Source records
|---|

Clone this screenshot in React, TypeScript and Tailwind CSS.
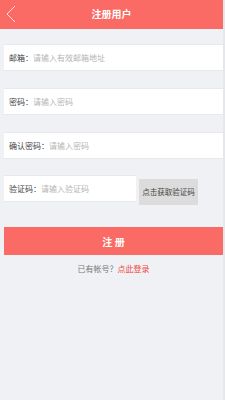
import React from 'react'

const font = { fontFamily: '"Noto Sans CJK SC", "Liberation Sans", sans-serif' }

function Field({ label, placeholder }: { label: string; placeholder: string }) {
  return (
    <div className="flex items-center h-[27px] bg-white pl-[5px] text-[8px] border-y border-[#e8e9ed]">
      <span className="text-[#444]">{label}</span>
      <span className="text-[#b5b5b5]">{placeholder}</span>
    </div>
  )
}

export default function App() {
  return (
    <div className="w-[225px] h-[400px] bg-[#f0f1f5] flex" style={font}>
      <div className="w-[223px] flex flex-col">
        {/* Header */}
        <div className="relative h-[29px] bg-[#f96b64] flex items-center justify-center">
          <svg className="absolute left-[5px] top-[5px]" width="12" height="18" viewBox="0 0 12 18">
            <path d="M10 1 L2 9 L10 17" fill="none" stroke="#fde0de" strokeWidth="1" />
          </svg>
          <span className="text-white text-[10px] font-bold -mt-[2px]">注册用户</span>
        </div>

        <div className="pl-[4px] flex flex-col">
          <div className="mt-[15px]">
            <Field label="邮箱：" placeholder="请输入有效邮箱地址" />
          </div>
          <div className="mt-[17px]">
            <Field label="密码：" placeholder="请输入密码" />
          </div>
          <div className="mt-[17px]">
            <Field label="确认密码：" placeholder="请输入密码" />
          </div>
          <div className="mt-[16px] flex items-start">
            <div className="w-[132px]">
              <Field label="验证码：" placeholder="请输入验证码" />
            </div>
            <button className="ml-[3px] mt-[4px] w-[59px] h-[26px] bg-[#dcdcdc] text-[#444] text-[7.5px] flex items-center justify-center whitespace-nowrap">
              点击获取验证码
            </button>
          </div>

          <button className="mt-[22px] h-[28px] bg-[#f96b64] text-white text-[10px] font-bold">
            注 册
          </button>

          <div className="mt-[8px] text-center text-[8px]">
            <span className="text-[#777]">已有帐号？</span>
            <span className="text-[#f04a44]">点此登录</span>
          </div>
        </div>
      </div>
      <div className="w-[2px] bg-[#e6e7eb]" />
    </div>
  )
}
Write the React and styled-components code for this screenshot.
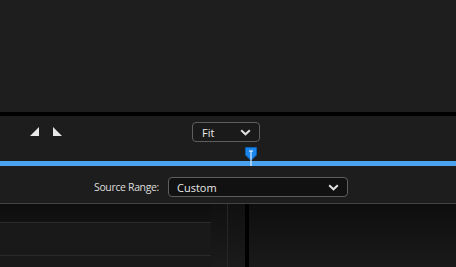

|---|

** SET PROBLEM **
Images do not belong in the copy; reproduce all other parts of the records above verbatim.

** EXERCISE ANSWER **
Clone this screenshot in React, TypeScript and Tailwind CSS.
import React from 'react'

const font = { fontFamily: '"Noto Sans CJK SC", "Liberation Sans", sans-serif' }

function Field({ label, placeholder }: { label: string; placeholder: string }) {
  return (
    <div className="flex items-center h-[27px] bg-white pl-[5px] text-[8px] border-y border-[#e8e9ed]">
      <span className="text-[#444]">{label}</span>
      <span className="text-[#b5b5b5]">{placeholder}</span>
    </div>
  )
}

export default function App() {
  return (
    <div className="w-[225px] h-[400px] bg-[#f0f1f5] flex" style={font}>
      <div className="w-[223px] flex flex-col">
        {/* Header */}
        <div className="relative h-[29px] bg-[#f96b64] flex items-center justify-center">
          <svg className="absolute left-[5px] top-[5px]" width="12" height="18" viewBox="0 0 12 18">
            <path d="M10 1 L2 9 L10 17" fill="none" stroke="#fde0de" strokeWidth="1" />
          </svg>
          <span className="text-white text-[10px] font-bold -mt-[2px]">注册用户</span>
        </div>

        <div className="pl-[4px] flex flex-col">
          <div className="mt-[15px]">
            <Field label="邮箱：" placeholder="请输入有效邮箱地址" />
          </div>
          <div className="mt-[17px]">
            <Field label="密码：" placeholder="请输入密码" />
          </div>
          <div className="mt-[17px]">
            <Field label="确认密码：" placeholder="请输入密码" />
          </div>
          <div className="mt-[16px] flex items-start">
            <div className="w-[132px]">
              <Field label="验证码：" placeholder="请输入验证码" />
            </div>
            <button className="ml-[3px] mt-[4px] w-[59px] h-[26px] bg-[#dcdcdc] text-[#444] text-[7.5px] flex items-center justify-center whitespace-nowrap">
              点击获取验证码
            </button>
          </div>

          <button className="mt-[22px] h-[28px] bg-[#f96b64] text-white text-[10px] font-bold">
            注 册
          </button>

          <div className="mt-[8px] text-center text-[8px]">
            <span className="text-[#777]">已有帐号？</span>
            <span className="text-[#f04a44]">点此登录</span>
          </div>
        </div>
      </div>
      <div className="w-[2px] bg-[#e6e7eb]" />
    </div>
  )
}
Write the React and styled-components code for this screenshot.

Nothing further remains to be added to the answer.